How have you evolved the most as an artist?
I have been honing in on what’s important to me in terms of what I create. I think a lot about the legacy I’ll leave after I’ve gone and what gets preserved. Building a cohesive body of work is what I have been striving for as I have gotten more intellectual about my work. That has been important to me. How does it exist after it has been put out into the world?
Why is having a cohesive body of work important to you?
Each piece fits into a larger narrative. I am continually formulating general ideas about the world and learning about new ideas and new things. I want to produce a body of work that is a collection of those things, my experiences and how I think about the world and the universe.
Definitions of success vary between artists. What does success mean to you personally as an artist?
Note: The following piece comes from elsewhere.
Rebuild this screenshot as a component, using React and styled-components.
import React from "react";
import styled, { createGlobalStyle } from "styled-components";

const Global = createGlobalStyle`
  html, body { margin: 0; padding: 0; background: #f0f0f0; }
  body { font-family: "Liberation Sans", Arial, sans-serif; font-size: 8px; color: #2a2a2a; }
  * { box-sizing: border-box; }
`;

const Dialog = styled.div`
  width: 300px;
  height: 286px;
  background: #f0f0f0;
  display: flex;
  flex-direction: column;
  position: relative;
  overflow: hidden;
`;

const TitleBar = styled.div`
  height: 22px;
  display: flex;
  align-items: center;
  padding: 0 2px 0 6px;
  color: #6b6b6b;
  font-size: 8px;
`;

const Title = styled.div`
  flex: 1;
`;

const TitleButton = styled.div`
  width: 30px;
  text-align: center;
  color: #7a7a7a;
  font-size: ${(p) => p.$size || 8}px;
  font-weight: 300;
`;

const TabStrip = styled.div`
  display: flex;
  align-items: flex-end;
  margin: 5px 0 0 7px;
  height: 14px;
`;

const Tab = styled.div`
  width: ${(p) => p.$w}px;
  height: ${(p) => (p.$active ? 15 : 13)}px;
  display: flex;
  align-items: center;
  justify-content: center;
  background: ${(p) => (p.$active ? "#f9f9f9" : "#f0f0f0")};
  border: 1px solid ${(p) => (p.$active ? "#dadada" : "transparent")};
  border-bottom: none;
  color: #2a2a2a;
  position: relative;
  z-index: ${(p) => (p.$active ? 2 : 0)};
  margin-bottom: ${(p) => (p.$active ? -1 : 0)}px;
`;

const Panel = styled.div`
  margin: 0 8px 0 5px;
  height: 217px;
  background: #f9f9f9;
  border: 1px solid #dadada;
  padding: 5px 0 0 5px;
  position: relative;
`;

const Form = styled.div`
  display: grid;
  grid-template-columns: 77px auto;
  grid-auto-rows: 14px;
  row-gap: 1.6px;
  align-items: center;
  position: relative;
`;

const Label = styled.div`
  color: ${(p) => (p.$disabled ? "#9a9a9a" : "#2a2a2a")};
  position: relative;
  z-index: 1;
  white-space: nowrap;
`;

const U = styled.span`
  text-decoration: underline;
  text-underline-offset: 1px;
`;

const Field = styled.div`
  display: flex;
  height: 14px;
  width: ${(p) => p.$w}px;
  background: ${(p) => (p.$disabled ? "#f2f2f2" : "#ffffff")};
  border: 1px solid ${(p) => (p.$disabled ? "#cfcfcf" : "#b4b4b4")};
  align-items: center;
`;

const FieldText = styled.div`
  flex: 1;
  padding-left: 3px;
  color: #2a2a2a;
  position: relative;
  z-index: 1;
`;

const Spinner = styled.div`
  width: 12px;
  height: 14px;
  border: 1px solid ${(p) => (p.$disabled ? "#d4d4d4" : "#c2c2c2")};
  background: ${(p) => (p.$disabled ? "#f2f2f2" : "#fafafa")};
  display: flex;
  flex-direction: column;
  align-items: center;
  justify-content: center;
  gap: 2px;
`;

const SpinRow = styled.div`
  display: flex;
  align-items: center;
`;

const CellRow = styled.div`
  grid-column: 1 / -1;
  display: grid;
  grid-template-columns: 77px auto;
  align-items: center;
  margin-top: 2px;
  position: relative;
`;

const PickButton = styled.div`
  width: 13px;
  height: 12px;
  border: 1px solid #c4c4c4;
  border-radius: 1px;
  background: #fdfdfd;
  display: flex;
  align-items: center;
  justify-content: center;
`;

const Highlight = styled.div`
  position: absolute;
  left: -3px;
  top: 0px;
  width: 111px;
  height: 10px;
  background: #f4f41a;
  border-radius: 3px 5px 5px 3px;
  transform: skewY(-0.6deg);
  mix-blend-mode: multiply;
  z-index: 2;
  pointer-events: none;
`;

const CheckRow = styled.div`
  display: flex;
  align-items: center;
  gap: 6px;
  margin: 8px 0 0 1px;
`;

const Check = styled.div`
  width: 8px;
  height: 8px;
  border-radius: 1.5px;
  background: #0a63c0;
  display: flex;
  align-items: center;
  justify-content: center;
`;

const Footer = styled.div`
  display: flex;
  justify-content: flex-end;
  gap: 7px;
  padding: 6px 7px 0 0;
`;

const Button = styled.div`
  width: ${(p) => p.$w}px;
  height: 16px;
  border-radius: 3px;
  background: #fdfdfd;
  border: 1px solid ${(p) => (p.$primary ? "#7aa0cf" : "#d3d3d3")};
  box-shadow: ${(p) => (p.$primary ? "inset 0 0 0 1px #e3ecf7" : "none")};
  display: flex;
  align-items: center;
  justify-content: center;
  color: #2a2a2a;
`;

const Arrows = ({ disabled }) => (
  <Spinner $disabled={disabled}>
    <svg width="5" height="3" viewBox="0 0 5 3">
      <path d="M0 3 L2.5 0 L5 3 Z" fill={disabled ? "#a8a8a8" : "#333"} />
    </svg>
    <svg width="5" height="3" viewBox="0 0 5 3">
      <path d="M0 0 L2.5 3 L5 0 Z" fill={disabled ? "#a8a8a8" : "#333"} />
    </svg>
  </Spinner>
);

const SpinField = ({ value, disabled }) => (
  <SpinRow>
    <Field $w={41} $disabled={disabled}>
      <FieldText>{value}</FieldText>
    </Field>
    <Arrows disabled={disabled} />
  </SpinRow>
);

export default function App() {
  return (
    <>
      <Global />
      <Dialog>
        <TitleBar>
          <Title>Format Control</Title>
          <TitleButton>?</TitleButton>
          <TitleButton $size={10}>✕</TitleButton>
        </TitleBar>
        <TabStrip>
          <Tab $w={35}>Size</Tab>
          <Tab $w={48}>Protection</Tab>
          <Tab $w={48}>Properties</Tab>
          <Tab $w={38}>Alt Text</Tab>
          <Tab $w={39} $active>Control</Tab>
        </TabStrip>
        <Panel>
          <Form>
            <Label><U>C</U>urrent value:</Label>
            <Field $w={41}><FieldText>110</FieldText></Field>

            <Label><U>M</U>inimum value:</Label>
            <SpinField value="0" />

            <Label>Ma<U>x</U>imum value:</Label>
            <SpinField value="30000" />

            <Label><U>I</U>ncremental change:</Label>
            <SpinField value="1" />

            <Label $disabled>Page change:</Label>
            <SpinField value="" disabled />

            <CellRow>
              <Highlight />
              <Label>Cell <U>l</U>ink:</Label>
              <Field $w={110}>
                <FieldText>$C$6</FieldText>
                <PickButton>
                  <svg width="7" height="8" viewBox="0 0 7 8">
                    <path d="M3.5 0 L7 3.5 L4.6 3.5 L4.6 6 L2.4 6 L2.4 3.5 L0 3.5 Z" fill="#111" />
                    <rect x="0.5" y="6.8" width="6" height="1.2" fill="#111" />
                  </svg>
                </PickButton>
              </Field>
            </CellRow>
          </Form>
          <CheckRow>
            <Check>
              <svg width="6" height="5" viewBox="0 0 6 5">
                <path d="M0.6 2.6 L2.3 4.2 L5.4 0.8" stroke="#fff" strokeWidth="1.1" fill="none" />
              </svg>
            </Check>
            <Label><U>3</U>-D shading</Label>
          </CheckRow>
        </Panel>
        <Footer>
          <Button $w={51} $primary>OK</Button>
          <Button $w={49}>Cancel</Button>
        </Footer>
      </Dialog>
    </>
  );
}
Success for me is the creation of a strong body of work and a creative output that I am proud of fundamentally and that makes me and others happy. That’s meaningful. Having that body of work viewed and appreciated is also important.
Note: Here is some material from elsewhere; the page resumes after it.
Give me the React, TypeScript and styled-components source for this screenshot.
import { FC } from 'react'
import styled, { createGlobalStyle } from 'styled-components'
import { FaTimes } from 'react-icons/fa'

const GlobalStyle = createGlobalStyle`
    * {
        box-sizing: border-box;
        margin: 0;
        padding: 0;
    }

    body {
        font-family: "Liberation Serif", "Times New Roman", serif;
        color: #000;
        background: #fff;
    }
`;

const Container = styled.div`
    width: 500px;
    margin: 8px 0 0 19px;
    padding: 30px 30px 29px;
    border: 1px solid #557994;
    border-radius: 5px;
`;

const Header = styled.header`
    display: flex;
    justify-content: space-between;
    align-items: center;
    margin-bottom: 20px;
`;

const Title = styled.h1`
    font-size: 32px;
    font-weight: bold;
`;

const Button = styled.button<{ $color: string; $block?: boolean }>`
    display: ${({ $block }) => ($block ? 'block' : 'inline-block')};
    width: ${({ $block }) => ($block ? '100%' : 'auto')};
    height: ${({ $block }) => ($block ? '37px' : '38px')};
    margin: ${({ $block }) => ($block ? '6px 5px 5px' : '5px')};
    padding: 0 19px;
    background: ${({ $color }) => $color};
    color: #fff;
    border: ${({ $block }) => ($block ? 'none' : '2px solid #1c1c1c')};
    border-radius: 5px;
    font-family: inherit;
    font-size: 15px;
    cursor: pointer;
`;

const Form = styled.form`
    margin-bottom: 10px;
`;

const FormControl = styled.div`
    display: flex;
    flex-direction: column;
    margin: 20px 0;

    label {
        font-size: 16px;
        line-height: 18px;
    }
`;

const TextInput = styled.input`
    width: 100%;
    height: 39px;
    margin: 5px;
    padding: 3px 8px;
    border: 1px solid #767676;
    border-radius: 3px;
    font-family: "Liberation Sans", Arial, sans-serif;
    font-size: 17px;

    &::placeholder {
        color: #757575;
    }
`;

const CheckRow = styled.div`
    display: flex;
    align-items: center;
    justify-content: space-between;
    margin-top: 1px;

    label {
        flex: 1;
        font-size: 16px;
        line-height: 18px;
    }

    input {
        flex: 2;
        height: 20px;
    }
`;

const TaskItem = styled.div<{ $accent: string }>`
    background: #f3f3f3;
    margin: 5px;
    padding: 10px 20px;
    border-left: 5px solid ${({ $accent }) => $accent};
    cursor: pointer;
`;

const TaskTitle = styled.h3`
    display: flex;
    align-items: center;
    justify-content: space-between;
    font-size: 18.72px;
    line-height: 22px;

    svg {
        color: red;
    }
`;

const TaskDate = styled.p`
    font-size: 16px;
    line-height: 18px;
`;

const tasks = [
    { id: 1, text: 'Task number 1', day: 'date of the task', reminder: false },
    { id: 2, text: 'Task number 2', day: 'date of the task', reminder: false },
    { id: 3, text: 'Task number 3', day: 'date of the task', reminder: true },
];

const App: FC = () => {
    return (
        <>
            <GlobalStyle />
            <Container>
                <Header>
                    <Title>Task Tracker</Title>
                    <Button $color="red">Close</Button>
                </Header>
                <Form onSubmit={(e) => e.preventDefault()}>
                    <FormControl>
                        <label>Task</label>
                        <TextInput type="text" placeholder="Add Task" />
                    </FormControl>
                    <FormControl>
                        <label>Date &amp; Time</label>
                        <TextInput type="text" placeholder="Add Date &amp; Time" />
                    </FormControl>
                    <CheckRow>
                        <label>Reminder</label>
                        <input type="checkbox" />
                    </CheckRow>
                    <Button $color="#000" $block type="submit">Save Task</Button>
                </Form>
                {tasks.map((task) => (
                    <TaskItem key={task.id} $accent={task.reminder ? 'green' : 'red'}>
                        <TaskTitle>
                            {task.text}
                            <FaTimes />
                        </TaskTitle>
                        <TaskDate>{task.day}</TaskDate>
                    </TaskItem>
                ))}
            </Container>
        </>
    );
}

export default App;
What’s your view of the current state of the art world?
I’m appreciative of the new media. There are no rules for what artists can or cannot do. For many years we pigeonholed people but I appreciate the freedom that artists have now; whatever works for them creatively, goes. The Internet has been a big part of that. Sometimes I am a traditionalist even though I work in a contemporary style. I do like the craft still, a well-formed painting, especially when anything can be art. I’m almost overwhelmed because there is so much exposure to so much good work. There is access to so much beautiful work from all over the world. You see all across the spectrum and where you fit in that continuum.
What haven’t we talked about that you want people to know or that you want to say to people?
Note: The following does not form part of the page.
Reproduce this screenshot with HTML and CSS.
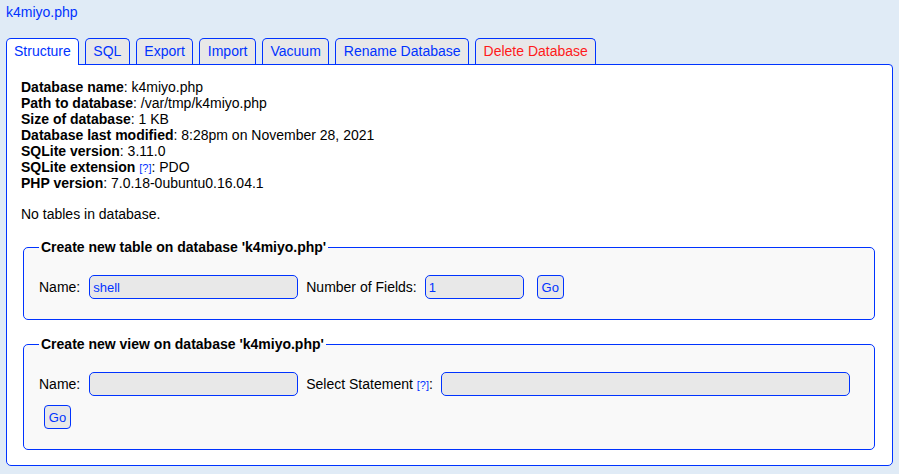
FILE: index.html
```html
<!DOCTYPE html>
<html>
<head>
<meta charset="utf-8">
<title>phpLiteAdmin</title>
<link rel="stylesheet" href="styles.css">
</head>
<body>
<a class="db-title" href="#">k4miyo.php</a>
<nav class="tabs">
  <a class="tab active" href="#">Structure</a>
  <a class="tab" href="#">SQL</a>
  <a class="tab" href="#">Export</a>
  <a class="tab" href="#">Import</a>
  <a class="tab" href="#">Vacuum</a>
  <a class="tab" href="#">Rename Database</a>
  <a class="tab danger" href="#">Delete Database</a>
</nav>
<main class="panel">
  <div class="info">
    <div><b>Database name</b>: k4miyo.php</div>
    <div><b>Path to database</b>: /var/tmp/k4miyo.php</div>
    <div><b>Size of database</b>: 1 KB</div>
    <div><b>Database last modified</b>: 8:28pm on November 28, 2021</div>
    <div><b>SQLite version</b>: 3.11.0</div>
    <div><b>SQLite extension</b> <a class="help" href="#">[?]</a>: PDO</div>
    <div><b>PHP version</b>: 7.0.18-0ubuntu0.16.04.1</div>
  </div>
  <p class="empty">No tables in database.</p>
  <fieldset class="box">
    <legend>Create new table on database 'k4miyo.php'</legend>
    <div class="row">
      <span class="label first">Name:</span>
      <input class="field name" type="text" value="shell">
      <span class="label">Number of Fields:</span>
      <input class="field num" type="text" value="1">
      <button class="go go-inline">Go</button>
    </div>
  </fieldset>
  <fieldset class="box second">
    <legend>Create new view on database 'k4miyo.php'</legend>
    <div class="row">
      <span class="label first">Name:</span>
      <input class="field name" type="text" value="">
      <span class="label">Select Statement <a class="help" href="#">[?]</a>:</span>
      <input class="field stmt" type="text" value="">
    </div>
    <div class="row row-btn">
      <button class="go">Go</button>
    </div>
  </fieldset>
</main>
</body>
</html>
```
FILE: styles.css
```css
html, body {
  margin: 0;
  padding: 0;
}
body {
  background: #e0ebf6;
  font-family: "Liberation Sans", Arial, sans-serif;
  font-size: 14px;
  line-height: 16px;
  color: #000;
  padding: 4px 6px 0 6px;
}
a {
  color: #0033ff;
  text-decoration: none;
}
.db-title {
  display: block;
  width: max-content;
  height: 16px;
}
.tabs {
  display: flex;
  gap: 6px;
  margin-top: 18px;
  align-items: flex-end;
}
.tab {
  display: block;
  background: #e8e8e8;
  border: 1px solid #0033ff;
  border-bottom: none;
  border-radius: 5px 5px 0 0;
  padding: 4px 7.5px 5px 7.5px;
  height: 16px;
  white-space: nowrap;
}
.tab.active {
  background: #fff;
  padding: 4px 7px 6px 7px;
  margin-bottom: -1px;
  position: relative;
  z-index: 1;
}
.tab.danger {
  color: #ff1a1a;
}
.panel {
  display: block;
  background: #fff;
  border: 1px solid #0033ff;
  border-radius: 0 4px 5px 5px;
  padding: 14px 15px 15px 14px;
}
.info div {
  height: 16px;
}
.help {
  font-size: 11px;
}
.empty {
  margin: 15px 0 17px 0;
}
.box {
  margin: 0 2px;
  background: #f9f9f9;
  border: 1px solid #0033ff;
  border-radius: 5px;
  padding: 20px 15px 20px 15px;
}
.box legend {
  font-weight: bold;
  padding: 0 2px;
  margin-left: 0;
  line-height: 16px;
}
.box.second {
  margin-top: 16px;
}
.row {
  display: flex;
  align-items: center;
  height: 24px;
}
.row-btn {
  margin-top: 9px;
}
.label {
  margin-right: 8px;
  white-space: nowrap;
}
.label.first {
  margin-right: 9px;
}
.field {
  box-sizing: border-box;
  height: 24px;
  background: #e8e8e8;
  border: 1px solid #0033ff;
  border-radius: 5px;
  padding: 0 3px;
  font-family: "Liberation Sans", Arial, sans-serif;
  font-size: 13px;
  color: #0033ff;
  margin: 0 8px 0 0;
  outline: none;
}
.field.name { width: 209px; }
.field.num { width: 99px; margin-right: 13px; }
.field.stmt { width: 409px; margin-right: 0; }
.go {
  box-sizing: border-box;
  height: 24px;
  width: 27px;
  padding: 0;
  background: #e8e8e8;
  border: 1px solid #0033ff;
  border-radius: 4px;
  color: #0033ff;
  font-family: "Liberation Sans", Arial, sans-serif;
  font-size: 13px;
  margin-left: 5px;
}
.go.go-inline {
  margin-left: 0;
}
```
I’m glad we touched on process. The act of “making” is really important to my work and so is process. It is the painting to a certain extent. Without it, it wouldn’t do anything for me. The act of creation, the working-process, the physical application of paint is very enjoyable and important to me. The craft itself really excites me. I work very closely to my pieces and brushwork is critical. But I also apply the pigment and then stand back and take in the piece. I am one of those museum-goers that has to be reminded not to stick my nose so close to the work. The consideration of hue, the application of the paint to the substrate, and seeing the painting come to life is what excites me.
I’m extremely glad to be able to do what I do, to make these things. I’ve always been a creative person. I’m glad that I get to create this work. Art is universal and it’s one of the nicer parts of life to view and be around works of art. It’s both a human endeavor and experience.
I agree wholeheartedly. The power of art astounds me. You can walk past a painting and it stirs deep emotions in seconds whereas it could take watching a whole film or listening to a four minute song to move people in the same way. What is it about art that does that?
We are so visually responsive. It allows us to transfer our experience quickly and it allows us to feel or think what an artist was experiencing; it’s universal. It also allows you to have experiences that you’ve never had. It’s the universality of human nature. It’s something unique to the visual realm that can have that impact. You feel it first and then find out what is it that causes that type of deep emotional reaction.